The government is now, in a graphic nationwide campaign aiming to shock smokers into quitting. In the sometimes-gruesome stories of people damaged by tobacco products, the Centers for Disease Control and Prevention is pushing its first and by far it’s largest, at $54 million, national advertising campaign. The spots, which begin Monday and will air for at least 12 weeks, will hopefully persuade as many as 50,000 Americans to stop smoking.
The campaign, consisting of billboards and print, radio and TV ads, show people whose smoking resulted in heart surgery, a tracheotomy, lost limbs or paralysis. Earlier research that aggressive anti-smoking campaigns using hard-hitting images sometimes led to decreases in smoking is now being applied to jolt a weary public that has been listening to government warnings about the dangers of smoking for nearly 50 years.
“There is an urgent need for this media campaign,” Matthew Myers, president of the Campaign for Tobacco-Free Kids, said in a statement.
One of the print ads featuring Shawn Wright from Washington state shows the 50-year-old shaving, his razor moving down toward a red gaping hole at the base of his neck that he uses to speak and breathe. Shawn Wright had a tracheotomy after being diagnosed with head and neck cancer four years ago.

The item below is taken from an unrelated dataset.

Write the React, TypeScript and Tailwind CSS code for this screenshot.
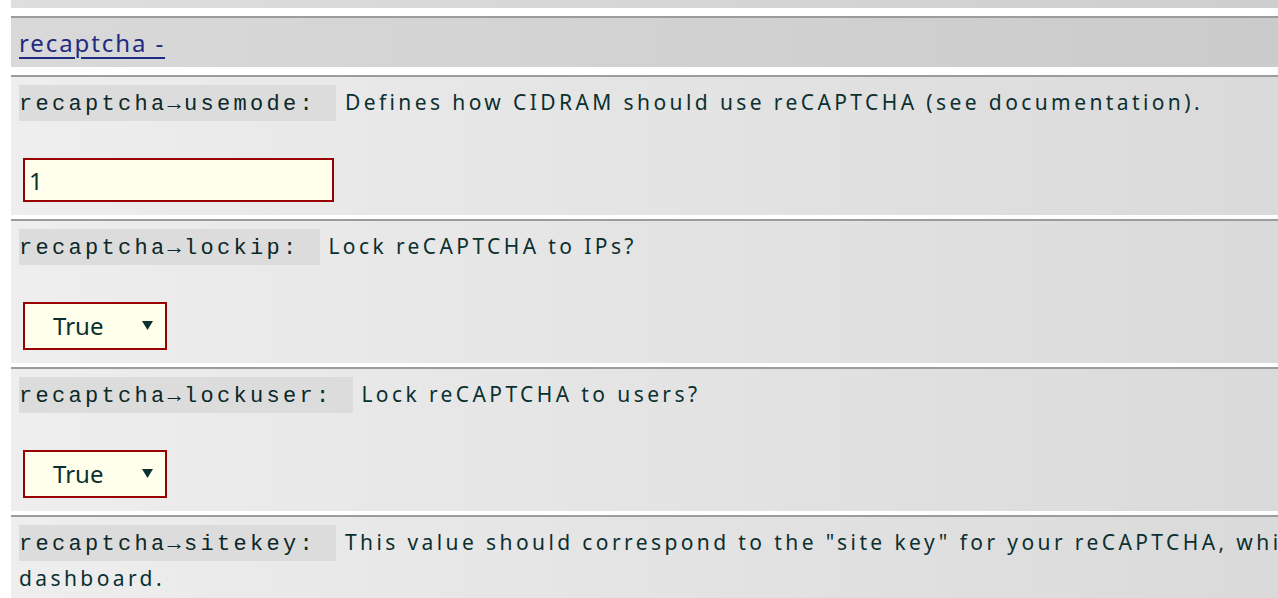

The advertising firm, Arnold Worldwide, found Wright and about a dozen others who developed cancer or other health problems after smoking for the ads.
CDC Director Dr. Thomas Frieden said in a telephone interview, “This is incredibly important. It’s not every day we release something that will save thousands of lives”.
Federal health agencies have gradually embraced graphic anti-smoking imagery, and last year Food and Drug Administration approved nine images to be displayed on cigarette packages.
Expert say that previous waves of anti-smoking ads have been hugely successful, including those that aired in the late 1960s and the American Legacy Foundation’s “Truth” ads from the early 2000s.
Glenn Leshner, a University of Missouri researcher who has studied the effectiveness of anti-smoking ads, says the idea is to create an image so striking that smokers and would-be smokers will think of it whenever they have an urge to buy a pack of cigarettes. However, he also found that some ads are so disturbing that people reacted by turning away from the message rather than listening. The ads would need to shock viewers into paying attention while encouraging people that quitting is possible, he said.
The CDC campaign includes information on a national quit line and offers advice on how to kick the habit, CDC officials said.